The sudden and near total collapse of the Taliban is extraordinary, and was certainly not expected in any strategic circles, least of all by the Americans who had reluctantly prepared themselves for a "long haul". There is a danger of euphoria here, a danger of returning to an old indifference, a habitual arrogance that has been the hallmark of the Western orientation to terrorism that targets non-Western nations. The belief that America’s enemies are soon to be destroyed may revive the old ‘terrorism tolerating systems and attitudes’ that have provided excellent breeding grounds for extremist ideologies not only in the Third World, but in Western nations as well. Were this to happen, in the near or distant future, the gains of the Afghan war would simply be wasted. The succession of events since September 11 have forged dramatic transformations in the world community; the structure and distribution of power across the globe has undergone subtle and complex changes; new opportunities of resolution of old antagonisms have emerged; a powerful voice of the hitherto silent majority of Muslims is articulating its concept of Islam and openly opposing the tyranny and violence of extremist Islamist fundamentalism and terror.

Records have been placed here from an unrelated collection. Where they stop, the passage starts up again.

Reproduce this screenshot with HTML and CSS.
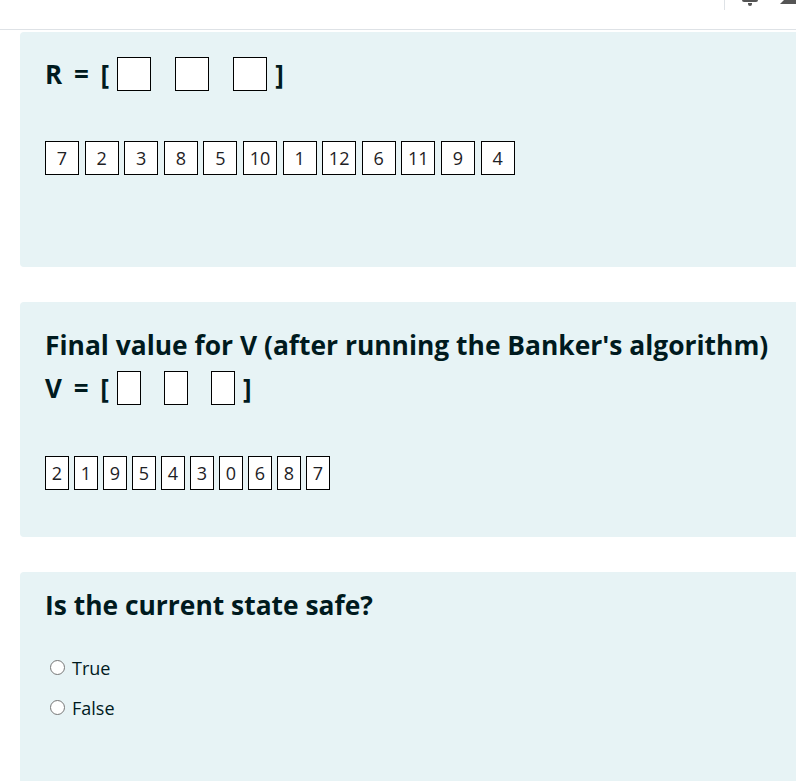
FILE: index.html
```html
<!DOCTYPE html>
<html>
<head>
<meta charset="utf-8">
<link rel="stylesheet" href="styles.css">
</head>
<body>
<header class="topbar">
  <div class="sep"></div>
  <div class="bell"><span class="bell-base"></span><span class="bell-dot"></span></div>
  <div class="chat"></div>
</header>
<main class="page">
  <section class="card">
    <div class="vec"><span class="lbl">R = [</span><span class="drop wide"></span><span class="drop wide"></span><span class="drop wide"></span><span class="lbl">]</span></div>
    <div class="chips">
      <span class="chip wide">7</span><span class="chip wide">2</span><span class="chip wide">3</span><span class="chip wide">8</span><span class="chip wide">5</span><span class="chip wide">10</span><span class="chip wide">1</span><span class="chip wide">12</span><span class="chip wide">6</span><span class="chip wide">11</span><span class="chip wide">9</span><span class="chip wide">4</span>
    </div>
  </section>
  <section class="card">
    <h3 class="title">Final value for V (after running the Banker's algorithm)</h3>
    <div class="vec vec2"><span class="lbl">V = [</span><span class="drop narrow"></span><span class="drop narrow"></span><span class="drop narrow"></span><span class="lbl">]</span></div>
    <div class="chips chips2">
      <span class="chip narrow">2</span><span class="chip narrow">1</span><span class="chip narrow">9</span><span class="chip narrow">5</span><span class="chip narrow">4</span><span class="chip narrow">3</span><span class="chip narrow">0</span><span class="chip narrow">6</span><span class="chip narrow">8</span><span class="chip narrow">7</span>
    </div>
  </section>
  <section class="card card3">
    <h3 class="title">Is the current state safe?</h3>
    <div class="options">
      <label class="opt"><span class="radio"></span>True</label>
      <label class="opt"><span class="radio"></span>False</label>
    </div>
  </section>
</main>
</body>
</html>
```
FILE: styles.css
```css
html, body { margin: 0; padding: 0; overflow: hidden; background: #fff; }
body { font-family: "Open Sans", "Noto Sans", sans-serif; color: #001a1e; width: 796px; height: 781px; }
.topbar { height: 29px; border-bottom: 1px solid #dee2e6; position: relative; }
.sep { position: absolute; left: 724px; top: 0; width: 1px; height: 10px; background: #dee2e6; }
.bell-base { position: absolute; left: 742px; top: 0; width: 16px; height: 2px; background: #555; border-radius: 0 0 2px 2px; }
.bell-dot { position: absolute; left: 748px; top: 3px; width: 4px; height: 3px; background: #555; border-radius: 0 0 3px 3px; }
.chat { position: absolute; left: 780px; top: 0; width: 20px; height: 4px; background: #555; clip-path: polygon(4px 0, 100% 0, 100% 100%, 0 100%); }
.page { padding-top: 2px; }
.card { margin: 0 0 35px 20px; width: 820px; height: 210px; box-sizing: content-box; background: #e7f3f5; border-radius: 4px; padding: 25px 0 0 25px; }
.card3 { height: 300px; padding-top: 15px; }
.vec { display: flex; align-items: center; font-weight: 700; font-size: 26px; height: 34px; }
.lbl { white-space: pre; word-spacing: 5px; }
.drop { box-sizing: border-box; height: 34px; border: 1px solid #000; background: #fff; margin-right: 24px; }
.drop.wide { width: 34px; }
.drop.narrow { width: 24px; margin-right: 23px; }
.vec .lbl:first-child { margin-right: 8px; }
.drop:nth-last-child(2) { margin-right: 8px; }
.chips { display: flex; gap: 5.6px; margin-top: 50px; }
.chip { box-sizing: border-box; height: 34px; border: 1px solid #000; background: #fff; display: flex; align-items: center; justify-content: center; font-size: 18px; color: #1d2125; }
.chip.wide { width: 34px; }
.chip.narrow { width: 24px; }
.chips2 { gap: 5px; margin-top: 51px; }
.title { margin: 3px 0 0; font-size: 26.4px; font-weight: 700; line-height: 1.2; }
.vec2 { margin-top: 9px; }
.options { margin-top: 34px; display: flex; flex-direction: column; gap: 16px; }
.opt { display: flex; align-items: center; font-size: 18px; height: 24px; }
.radio { box-sizing: border-box; width: 15px; height: 15px; border: 1px solid #767676; border-radius: 50%; background: #fff; margin: 0 7px 0 5px; }
```
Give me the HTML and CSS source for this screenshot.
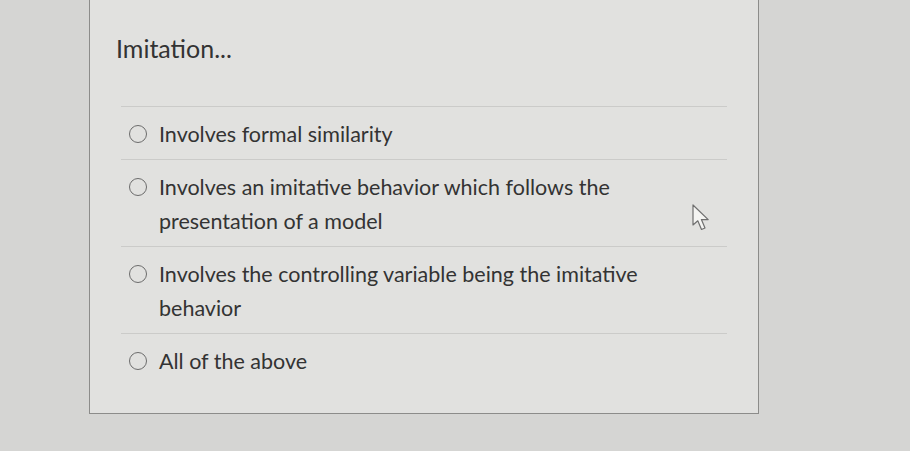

These are gains the must not be wasted through future compromises with terrorism, with the forces and ideologies that have promoted it, and with the nations that have supported and sponsored it to further their own political and strategic ends. The present war in Afghanistan should be recorded in history as the beginning of the world’s final assault against a scourge that had become a threat to the very possibility of civilisation; and this assault must end not only with a comprehensive defeat of terrorism in every theatre where it is currently manifested, but with a complete and irrevocable de-legitimisation of this method as an instrument of sectarian or state policy.